One elephant was blinded in both eyes by her owner as punishment. Another had both rear legs broken by a falling log, then was made to continue working so that his legs healed crippled. Another had part of her foot blown off from stepping on a land mine. Another had his tusk sawed off by a chain saw. So many sad stories for these beautiful animals.

We wanted to experience elephants on this trip to Thailand and found the Elephant Nature Park online. We just came back from 3 incredible days learning about them through feeding, bathing, walking them and just watching their antics for hours of entertainment.

Feeding time!

Elephant Nature Park is located in a picturesque valley along a river where they are taken to bathe twice a day. We humans pay big bucks for spa treatments like this!

The setting is remote but we weren't roughing it too badly. Here's the view from our room, in a tree house-like complex:

And the ice cream man comes every afternoon!

One night, we went to an even more remote place, Elephant Haven, the original site for the park and a mountain retreat where they're let loose and allowed to forage freely in the jungle overnight. We had to cross a river by bamboo raft then hike another hour or so to get to the camp.

There was no electricity, only fire and candles to light our way at night.

The mahouts making toast for breakfast.

The elephants loved the opportunity to run free and we loved the chance to get more "natural".

Most of that is NOT tan!

The next morning, we had to go searching for the elephants then walk them back to the park.

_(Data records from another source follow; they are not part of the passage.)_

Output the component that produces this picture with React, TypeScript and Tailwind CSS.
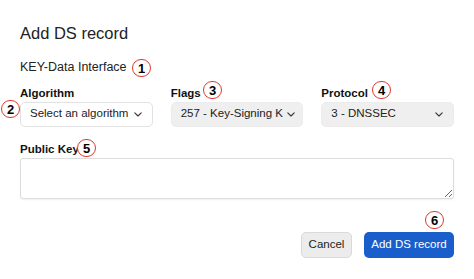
import React from "react";

const font = { fontFamily: '"Liberation Sans", Arial, sans-serif' };

function Marker({ n, className }: { n: number; className: string }) {
  return (
    <span
      className={`absolute flex h-[18px] w-[19px] items-center justify-center rounded-full border-[1.5px] border-[#de3a2c] bg-white text-[13px] font-bold leading-none text-black ${className}`}
    >
      {n}
    </span>
  );
}

function Chevron() {
  return (
    <svg width="8" height="5" viewBox="0 0 8 5" className="shrink-0">
      <path d="M0.8 0.8 L4 4 L7.2 0.8" fill="none" stroke="#333" strokeWidth="1.1" strokeLinecap="round" strokeLinejoin="round" />
    </svg>
  );
}

function SelectBox({ value, muted }: { value: string; muted?: boolean }) {
  return (
    <div
      className={`flex h-[25px] items-center justify-between gap-1 rounded-[5px] border pl-[9px] pr-[10px] text-[11.5px] text-[#222] ${
        muted ? "border-[#ececec] bg-[#efefef]" : "border-[#e2e2e2] bg-white"
      }`}
    >
      <span className="whitespace-nowrap">{value}</span>
      <Chevron />
    </div>
  );
}

export default function App() {
  return (
    <div className="relative h-[279px] w-[474px] overflow-hidden bg-white px-5 text-[#222]" style={font}>
      <h1 className="pt-[25px] text-[16.5px] leading-none font-normal">Add DS record</h1>
      <p className="mt-[19px] text-[12.5px] leading-none">KEY-Data Interface</p>

      <div className="mt-[15px] grid grid-cols-3 gap-x-[18px]">
        <div>
          <label className="block text-[11.5px] leading-none font-bold text-[#111]">Algorithm</label>
          <div className="mt-[2px]">
            <SelectBox value="Select an algorithm" />
          </div>
        </div>
        <div>
          <label className="block text-[11.5px] leading-none font-bold text-[#111]">Flags</label>
          <div className="mt-[2px]">
            <SelectBox value="257 - Key-Signing K" muted />
          </div>
        </div>
        <div>
          <label className="block text-[11.5px] leading-none font-bold text-[#111]">Protocol</label>
          <div className="mt-[2px]">
            <SelectBox value="3 - DNSSEC" muted />
          </div>
        </div>
      </div>

      <label className="mt-[17px] block text-[11.5px] leading-none font-bold text-[#111]">Public Key</label>
      <textarea className="mt-[3px] block h-[41px] w-full rounded-[3px] border border-[#dcdcdc] bg-white shadow-[0_1px_2px_rgba(0,0,0,0.06)] outline-none" />

      <div className="mt-[33px] flex justify-end gap-[12px]">
        <button className="h-[26px] w-[51px] rounded-[5px] border border-[#d9d9d9] bg-[#ececec] text-[11.5px] text-[#222]">
          Cancel
        </button>
        <button className="h-[26px] w-[90px] rounded-[5px] bg-[#1a5ecb] text-[11.5px] text-white">
          Add DS record
        </button>
      </div>

      <Marker n={1} className="left-[132px] top-[59px]" />
      <Marker n={2} className="left-[1px] top-[100px]" />
      <Marker n={3} className="left-[203px] top-[81px]" />
      <Marker n={4} className="left-[372px] top-[81px]" />
      <Marker n={5} className="left-[77px] top-[139px]" />
      <Marker n={6} className="left-[425px] top-[211px]" />
    </div>
  );
}
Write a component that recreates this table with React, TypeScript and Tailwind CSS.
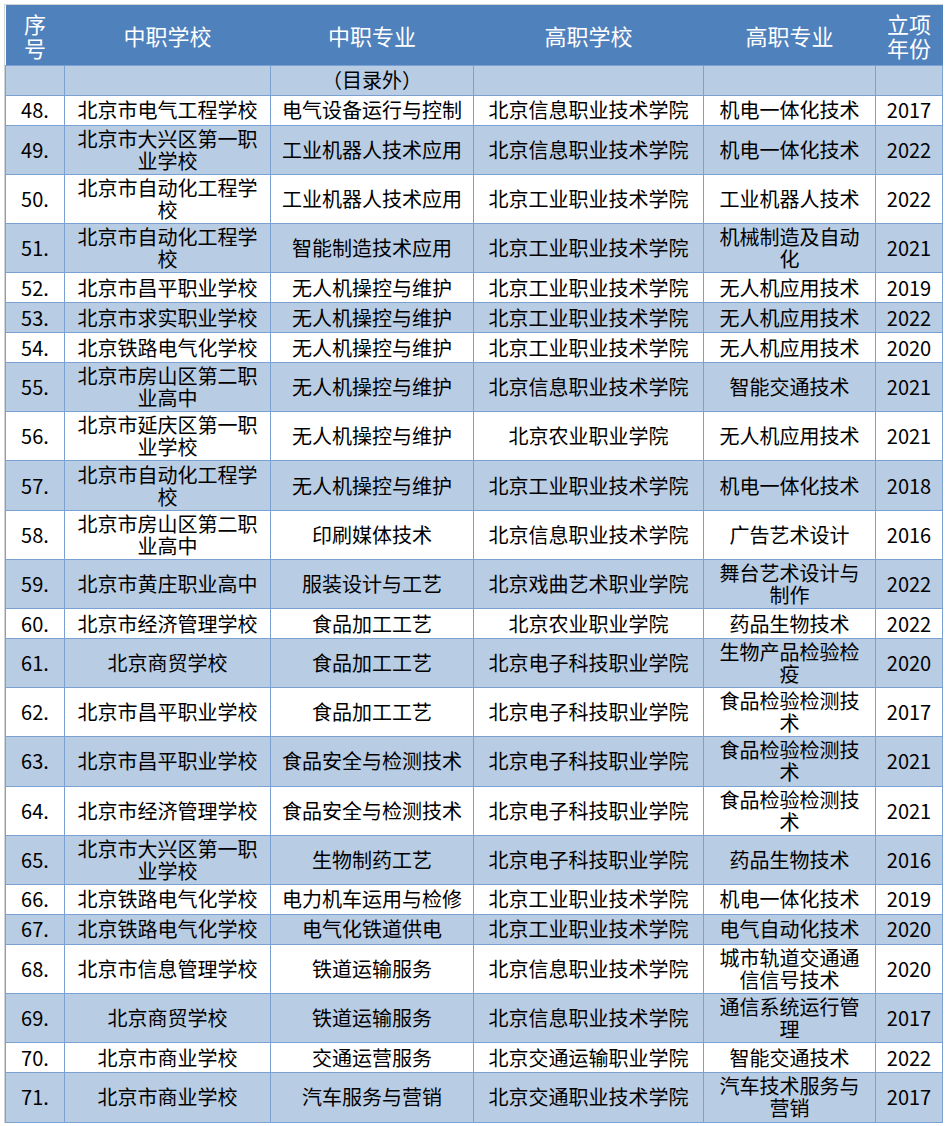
// 中高职衔接项目表（48–71）
type Row = [string, string, string, string, string, string];

const rows: Row[] = [
  ["48.", "北京市电气工程学校", "电气设备运行与控制", "北京信息职业技术学院", "机电一体化技术", "2017"],
  ["49.", "北京市大兴区第一职业学校", "工业机器人技术应用", "北京信息职业技术学院", "机电一体化技术", "2022"],
  ["50.", "北京市自动化工程学校", "工业机器人技术应用", "北京工业职业技术学院", "工业机器人技术", "2022"],
  ["51.", "北京市自动化工程学校", "智能制造技术应用", "北京工业职业技术学院", "机械制造及自动化", "2021"],
  ["52.", "北京市昌平职业学校", "无人机操控与维护", "北京工业职业技术学院", "无人机应用技术", "2019"],
  ["53.", "北京市求实职业学校", "无人机操控与维护", "北京工业职业技术学院", "无人机应用技术", "2022"],
  ["54.", "北京铁路电气化学校", "无人机操控与维护", "北京工业职业技术学院", "无人机应用技术", "2020"],
  ["55.", "北京市房山区第二职业高中", "无人机操控与维护", "北京信息职业技术学院", "智能交通技术", "2021"],
  ["56.", "北京市延庆区第一职业学校", "无人机操控与维护", "北京农业职业学院", "无人机应用技术", "2021"],
  ["57.", "北京市自动化工程学校", "无人机操控与维护", "北京工业职业技术学院", "机电一体化技术", "2018"],
  ["58.", "北京市房山区第二职业高中", "印刷媒体技术", "北京信息职业技术学院", "广告艺术设计", "2016"],
  ["59.", "北京市黄庄职业高中", "服装设计与工艺", "北京戏曲艺术职业学院", "舞台艺术设计与制作", "2022"],
  ["60.", "北京市经济管理学校", "食品加工工艺", "北京农业职业学院", "药品生物技术", "2022"],
  ["61.", "北京商贸学校", "食品加工工艺", "北京电子科技职业学院", "生物产品检验检疫", "2020"],
  ["62.", "北京市昌平职业学校", "食品加工工艺", "北京电子科技职业学院", "食品检验检测技术", "2017"],
  ["63.", "北京市昌平职业学校", "食品安全与检测技术", "北京电子科技职业学院", "食品检验检测技术", "2021"],
  ["64.", "北京市经济管理学校", "食品安全与检测技术", "北京电子科技职业学院", "食品检验检测技术", "2021"],
  ["65.", "北京市大兴区第一职业学校", "生物制药工艺", "北京电子科技职业学院", "药品生物技术", "2016"],
  ["66.", "北京铁路电气化学校", "电力机车运用与检修", "北京工业职业技术学院", "机电一体化技术", "2019"],
  ["67.", "北京铁路电气化学校", "电气化铁道供电", "北京工业职业技术学院", "电气自动化技术", "2020"],
  ["68.", "北京市信息管理学校", "铁道运输服务", "北京信息职业技术学院", "城市轨道交通通信信号技术", "2020"],
  ["69.", "北京商贸学校", "铁道运输服务", "北京信息职业技术学院", "通信系统运行管理", "2017"],
  ["70.", "北京市商业学校", "交通运营服务", "北京交通运输职业学院", "智能交通技术", "2022"],
  ["71.", "北京市商业学校", "汽车服务与营销", "北京交通职业技术学院", "汽车技术服务与营销", "2017"],
];

const td = "border border-[#7ba0d2] px-[6px] py-[2.1px] text-center align-middle leading-[22px]";
const th = "font-normal text-center align-middle";

export default function App() {
  return (
    <div
      className="bg-white pt-[4px] pl-[4px] min-h-screen"
      style={{ fontFamily: '"Noto Sans CJK SC", "Noto Sans", sans-serif' }}
    >
      <div className="border-t border-l border-[#d4d4d4] w-[939px]">
        <table className="border-collapse table-fixed w-[937px] text-[20px] text-black">
          <colgroup>
            <col className="w-[59px]" />
            <col className="w-[206px]" />
            <col className="w-[203px]" />
            <col className="w-[230px]" />
            <col className="w-[172px]" />
            <col className="w-[67px]" />
          </colgroup>
          <thead>
            <tr className="h-[60px] bg-[#4f81bd] text-white text-[22px] leading-[24px]">
              <th className={th}>
                <div className="h-[24px] leading-[24px]">序</div>
                <div className="h-[24px] leading-[24px]">号</div>
              </th>
              <th className={th}>中职学校</th>
              <th className={th}>中职专业</th>
              <th className={th}>高职学校</th>
              <th className={th}>高职专业</th>
              <th className={th}>
                <div className="h-[24px] leading-[24px]">立项</div>
                <div className="h-[24px] leading-[24px]">年份</div>
              </th>
            </tr>
          </thead>
          <tbody>
            <tr className="h-[30px] bg-[#b8cce4]">
              <td className={td}></td>
              <td className={td}></td>
              <td className={td}>（目录外）</td>
              <td className={td}></td>
              <td className={td}></td>
              <td className={td}></td>
            </tr>
            {rows.map((r, i) => (
              <tr key={r[0]} className={`h-[30px] ${i % 2 === 0 ? "bg-white" : "bg-[#b8cce4]"}`}>
                {r.map((c, j) => (
                  <td key={j} className={td}>{c}</td>
                ))}
              </tr>
            ))}
          </tbody>
        </table>
      </div>
    </div>
  );
}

Then it was time for us to go back to civilization. There's no doubt that we all feel changed for the experience and will feel only sadness when we see travel agents selling elephant treks or rides to thousands of tourists every year. I hope that the Elephant Nature Foundation can change the paradigm for human interactions with these gentle creatures and that more and more tourists will find more joy washing an elephant in a river than riding atop its back.